Era tomar tu mano entre la gente y darte un beso en una playa porque no tenía nada que ocultar.

Ser sincera -incluso conmigo misma- era reconocer que te quiero cada día un poco más y que disfruto del tiempo contigo. Era decirte que me haces falta y que contaba las horas para verte.

Sobre todo, era no fingir y mostrarme transparente; era no privarme de darte un abrazo o de hacerte compañía.

Aunque “cursi”, era abrir mi corazón y contarte mis más profundos anhelos – era algo tan cotidiano como caminar por la calle y contar las estrellas en la inmensidad de la noche.

Ser sincera era no tener vergüenza de aceptar lo evidente y de enfrentarlo. Implicaba demostrar seguridad y determinación en cada palabra y en cada acto.

Irónicamente, al final del día, también implicaba hacerme más frágil y vulnerable frente a ti y a lo que pudieses pensar y, por qué no, dejar de hacer.
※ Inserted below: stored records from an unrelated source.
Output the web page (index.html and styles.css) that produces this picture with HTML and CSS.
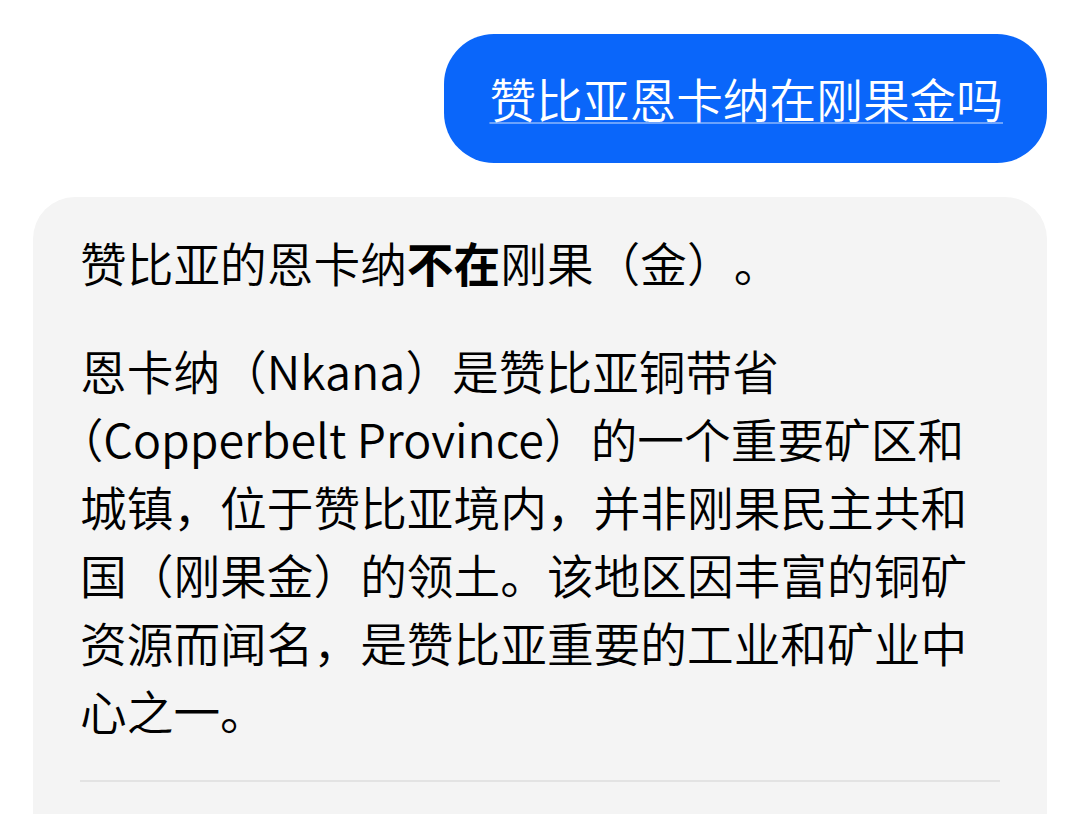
FILE: index.html
```html
<!DOCTYPE html>
<html lang="zh-CN">
<head>
<meta charset="utf-8">
<link rel="stylesheet" href="styles.css">
</head>
<body>
<div class="chat">
  <div class="row-user">
    <div class="bubble"><span class="q">赞比亚恩卡纳在刚果金吗</span></div>
  </div>
  <div class="card">
    <p class="para">赞比亚的恩卡纳<b>不在</b>刚果（金）。</p>
    <p class="para trim">恩卡纳（Nkana）是赞比亚铜带省（Copperbelt Province）的一个重要矿区和城镇，位于赞比亚境内，并非刚果民主共和国（刚果金）的领土。该地区因丰富的铜矿资源而闻名，是赞比亚重要的工业和矿业中心之一。</p>
    <div class="divider"></div>
  </div>
</div>
</body>
</html>
```
FILE: styles.css
```css
html, body {
  margin: 0;
  padding: 0;
  background: #ffffff;
}
body {
  font-family: "Noto Sans CJK SC", "Noto Sans", sans-serif;
  color: #000;
  overflow: hidden;
  height: 814px;
  text-spacing-trim: space-all;
}
.chat {
  height: 814px;
  box-sizing: border-box;
  padding: 34px 33px 0 33px;
  display: flex;
  flex-direction: column;
  gap: 34px;
}
.row-user {
  display: flex;
  justify-content: flex-end;
}
.bubble {
  background: #0a66fa;
  color: #fff;
  border-radius: 50px;
  padding: 30px 44px 31px 45px;
  font-size: 46.7px;
  line-height: 68px;
  font-weight: 350;
}
.q {
  text-decoration: underline;
  text-decoration-color: rgba(255, 255, 255, 0.4);
  text-decoration-thickness: 2px;
  text-underline-offset: 4px;
}
.card {
  flex: 1;
  background: #f4f4f4;
  border-radius: 42px 42px 0 0;
  padding: 31px 47px 0 47px;
  overflow: hidden;
}
.para {
  margin: 0 0 40px 0;
  font-size: 46.7px;
  line-height: 68px;
  font-weight: 350;
}
.para.trim {
  text-spacing-trim: trim-start;
  margin-bottom: 36px;
}
.para b {
  font-weight: 700;
}
.divider {
  height: 2px;
  background: #e3e3e3;
}
```
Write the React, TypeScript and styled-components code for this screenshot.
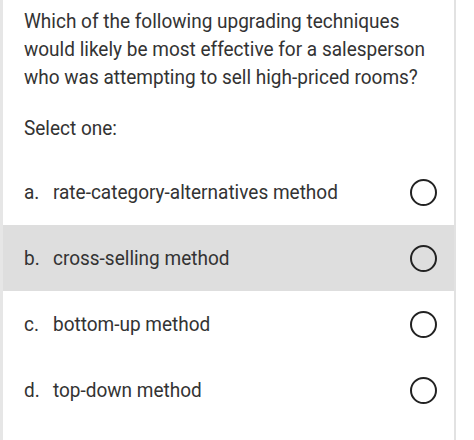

A pesar de todo ello, vale la pena tomar el riesgo de querer y demostrarlo un poco más; porque, aunque, como dice Mario Benedetti en La Lluvia y Los Hongos  la sinceridad siempre nos llevará a odiarnos un poco- finalmente, será mejor odiarse un poco sabiendo la verdad que “amarse”  viviendo en una mentira…¿o no?